In triangle \[ABC\], we get the sine of \[C\] as
\[ \Rightarrow \sin C = \dfrac{{AB}}{{AC}}\]
Substituting \[AB = 24\] cm and \[AC = 25\] cm in the equation, we get
\[ \Rightarrow \sin C = \dfrac{{24}}{{25}}\]

Also, in triangle \[ABC\], we get the cosine of \[C\] as
\[ \Rightarrow \cos C = \dfrac{{BC}}{{AC}}\]
Substituting \[BC = 7\] cm and \[AC = 25\] cm in the equation, we get
\[ \Rightarrow \cos C = \dfrac{7}{{25}}\]

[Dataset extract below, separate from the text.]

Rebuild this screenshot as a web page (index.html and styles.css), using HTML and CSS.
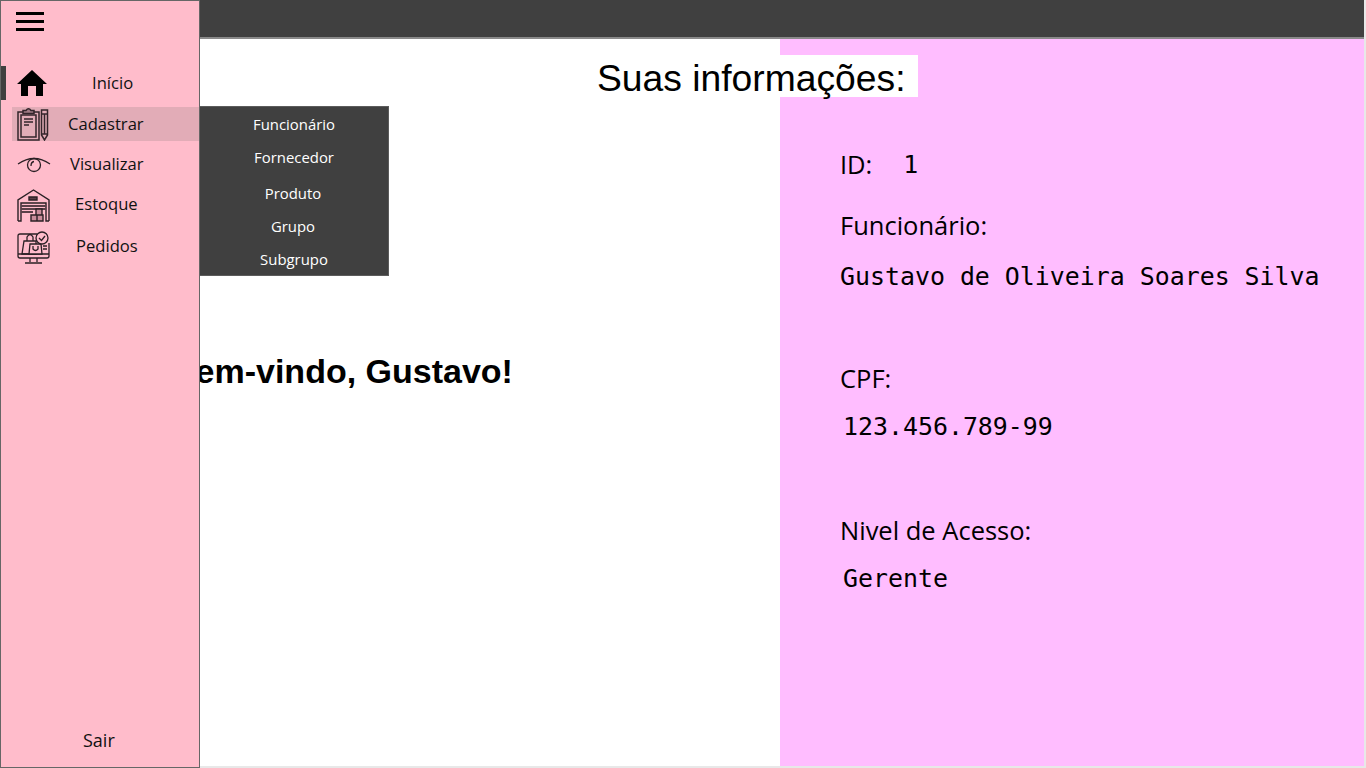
FILE: index.html
```html
<!DOCTYPE html>
<html lang="pt-BR">
<head>
<meta charset="utf-8">
<title>Suas informações</title>
<link rel="stylesheet" href="styles.css">
</head>
<body>
<div class="page">
  <header class="topbar"></header>
  <main class="content">
    <section class="welcome">
      <h2 class="welcome-text">Bem-vindo, Gustavo!</h2>
    </section>
    <section class="info">
      <h1 class="info-title">Suas informações:</h1>
      <div class="field field-id"><span class="label">ID:</span><span class="value value-id">1</span></div>
      <div class="field field-name"><div class="label">Funcionário:</div><div class="value">Gustavo de Oliveira Soares Silva</div></div>
      <div class="field field-cpf"><div class="label">CPF:</div><div class="value value-in">123.456.789-99</div></div>
      <div class="field field-level"><div class="label">Nivel de Acesso:</div><div class="value value-in">Gerente</div></div>
    </section>
  </main>
</div>
<nav class="sidebar">
  <div class="burger"><span></span><span></span><span></span></div>
  <ul class="menu">
    <li class="item item-home">
      <svg class="icon" viewBox="0 0 30 27" width="30" height="27"><path d="M15 0 L30 14 H26 V26 H19 V16 H11 V26 H4 V14 H0 Z" fill="#000"/></svg>
      <span class="item-label label-home">Início</span>
    </li>
    <li class="item item-active">
      <svg class="icon" viewBox="0 0 32 34" width="32" height="34" fill="none" stroke="#33252b" stroke-width="1.500"><path d="M1 5 H22 V33 H1 Z M4 8 H19 V30 H4 Z"/><path d="M6 6.500 V3.500 H9 Q11.500 0 14 3.500 H17 V6.500 Z" fill="#a07a85"/><path d="M7 12 H16 M7 15 H16 M7 18 H12"/><path d="M24.500 3 H30.500 V28 L27.500 33 L24.500 28 Z M24.500 7 H30.500 M24.500 27 H30.500 M27.500 7 V27"/></svg>
      <span class="item-label label-cadastrar">Cadastrar</span>
    </li>
    <li class="item item-view">
      <svg class="icon" viewBox="0 0 34 18" width="34" height="18" fill="none" stroke="#2b2025" stroke-width="1.300"><path d="M1 8 Q17 -3 33 8"/><circle cx="17" cy="9" r="6.500"/><path d="M14 10 Q14 6 17 5.500"/></svg>
      <span class="item-label label-view">Visualizar</span>
    </li>
    <li class="item item-stock">
      <svg class="icon" viewBox="0 0 33 33" width="33" height="33" fill="none" stroke="#2b2025" stroke-width="1.400"><path d="M1 32 V11 L16.500 1 L32 11 V32"/><path d="M1 32 H4 V14 H29 V32 H32"/><path d="M12 8 H20 V11 H12 Z" fill="#5a4048"/><path d="M4 17 H29 M4 20 H29 M4 23 H16" stroke="#5a4048" stroke-width="1.800"/><path d="M14 26 H20 V32 H14 Z M20 26 H26 V32 H20 Z M19 20 H25 V26 H19 Z" fill="#c98d9b"/></svg>
      <span class="item-label label-stock">Estoque</span>
    </li>
    <li class="item item-orders">
      <svg class="icon" viewBox="0 0 33 33" width="33" height="33" fill="none" stroke="#2b2025" stroke-width="1.300"><path d="M20 3 H3 Q1 3 1 5 V25 Q1 27 3 27 H30 Q32 27 32 25 V12"/><path d="M1 23 H32 M13 27 V31 M20 27 V31 M8 32 H25"/><path d="M7 10 H19 V23 H5 Z"/><path d="M10 10 V6 Q13 1 16 6 V10"/><path d="M13 13 H24 L25 23 H12 Z" fill="#ffbccb"/><path d="M16 15 V18 Q18.500 21 21 18 V15"/><circle cx="25" cy="7" r="6" fill="#ffbccb"/><path d="M22 7 L24.500 9.500 L28 5"/><path d="M26 15 H30 M26 18 H30"/></svg>
      <span class="item-label label-orders">Pedidos</span>
    </li>
  </ul>
  <div class="logout">Sair</div>
</nav>
<div class="submenu">
  <div class="sub sub-a">Funcionário</div>
  <div class="sub sub-b">Fornecedor</div>
  <div class="sub sub-c">Produto</div>
  <div class="sub sub-d">Grupo</div>
  <div class="sub sub-e">Subgrupo</div>
</div>
</body>
</html>
```
FILE: styles.css
```css
* { box-sizing: border-box; }
html, body { margin: 0; padding: 0; height: 100%; overflow: hidden; background: #fff; }
body { font-family: "Open Sans", "Noto Sans", sans-serif; color: #000; }

.page { display: flex; flex-direction: column; height: 768px; width: 1366px; border-right: 2px solid #e8e8e8; border-bottom: 2px solid #e8e8e8; }
.topbar { height: 39px; flex: none; background: #404040; border-bottom: 2px solid #8a8a8a; }
.content { flex: 1; display: flex; min-height: 0; }

.welcome { width: 780px; flex: none; background: #fff; padding: 312px 0 0 171px; }
.welcome-text { margin: 0; font: bold 34px/40px "Liberation Sans", Arial, sans-serif; white-space: nowrap; }

.info { flex: 1; background: #ffbdff; position: relative; padding-left: 60px; color: #000; }
.info-title { position: absolute; left: -190px; top: 16px; margin: 0; padding: 2px 12px 0 7px; height: 42px; background: #fff; font: 400 37.250px/42px "Liberation Sans", Arial, sans-serif; white-space: nowrap; }

.label { font-size: 25.500px; line-height: 33px; }
.value { font: 400 24.900px/33px "DejaVu Sans Mono", "Liberation Mono", monospace; white-space: nowrap; }
.field-id { padding-top: 109px; display: flex; align-items: center; }
.value-id { margin-left: 31px; }
.field-name { margin-top: 28px; }
.field-name .value { margin-top: 18px; }
.field-cpf { margin-top: 69px; }
.field-level { margin-top: 71px; }
.field-cpf .value, .field-level .value { margin-top: 15px; }
.value-in { padding-left: 3px; }

.sidebar { position: absolute; left: 0; top: 0; width: 200px; height: 768px; background: #ffbccb; border: 1px solid #666; }
.burger { position: absolute; left: 15px; top: 11px; width: 28px; height: 19px; display: flex; flex-direction: column; justify-content: space-between; }
.burger span { display: block; height: 3px; background: #000; }
.menu { list-style: none; margin: 0; padding: 0; }
.item { position: absolute; left: 0; right: 0; font-size: 16.600px; line-height: 22px; color: #111; }
.icon { position: absolute; display: block; }
.item-label { position: absolute; white-space: nowrap; }
.item-home { top: 65px; height: 34px; border-left: 5px solid #404040; }
.item-home .icon { left: 11px; top: 4px; }
.label-home { left: 86px; top: 6px; }
.item-active { top: 106px; height: 34px; left: 11px; background: #e2acb7; }
.item-active .icon { left: 5px; top: 0; }
.label-cadastrar { left: 56px; top: 6px; }
.item-view { top: 155px; height: 18px; }
.item-view .icon { left: 16px; top: 0; }
.label-view { left: 69px; top: -3px; }
.item-stock { top: 188px; height: 33px; }
.item-stock .icon { left: 16px; top: 0; }
.label-stock { left: 74px; top: 4px; }
.item-orders { top: 230px; height: 33px; }
.item-orders .icon { left: 16px; top: 0; }
.label-orders { left: 75px; top: 4px; }
.logout { position: absolute; left: 82px; top: 727px; font-size: 18px; line-height: 24px; color: #111; }

.submenu { position: absolute; left: 200px; top: 106px; width: 189px; height: 170px; background: #404040; border: 1px solid #5c5c5c; border-left: 0; color: #fff; font-size: 14.900px; line-height: 20px; text-align: center; }
.sub { position: absolute; left: 0; right: 0; white-space: nowrap; }
.sub-a { top: 7px; }
.sub-b { top: 40px; }
.sub-c { top: 76px; padding-right: 2px; }
.sub-d { top: 109px; padding-right: 2px; }
.sub-e { top: 142px; }
```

\[\therefore \] We get the values of
\[\sin C\] and \[\cos C\] as \[\dfrac{{24}}{{25}}\] and \[\dfrac{7}{{25}}\] respectively.

Note: We can also use the trigonometric ratios of complementary angles to find the sine and cosine of \[C\].
Using the angle sum property of a triangle, we get
\[\angle A + \angle B + \angle C = 180^\circ \]
Therefore, we get
\[\Rightarrow \angle A + 90^\circ + \angle C = 180^\circ \\
   \Rightarrow \angle A + \angle C = 90^\circ \\
   \Rightarrow \angle C = 90^\circ - \angle A \\\]
Therefore, the angles \[A\] and \[C\] are complementary angles.
We know that the sine and cosine of complementary angles can be written as \[\sin \left( {90^\circ - \theta } \right) = \cos \theta \] and \[\cos \left( {90^\circ - \theta } \right) = \sin \theta \].
Rewriting the sine of angle \[C\], we get
\[\Rightarrow \sin C = \sin \left( {90^\circ - A} \right) \\
   \Rightarrow \sin C = \cos A \\
  \therefore \sin C = \dfrac{{24}}{{25}} \\\]
Similarly, rewriting the cosine of angle \[C\], we get
\[\Rightarrow \cos C = \cos \left( {90^\circ - A} \right) \\
   \Rightarrow \cos C = \sin A \\
   \Rightarrow \cos C = \dfrac{7}{{25}} \\\]
\[\therefore \] We get the values of \[\sin C\] and \[\cos C\] as \[\dfrac{{24}}{{25}}\] and \[\dfrac{7}{{25}}\] respectively.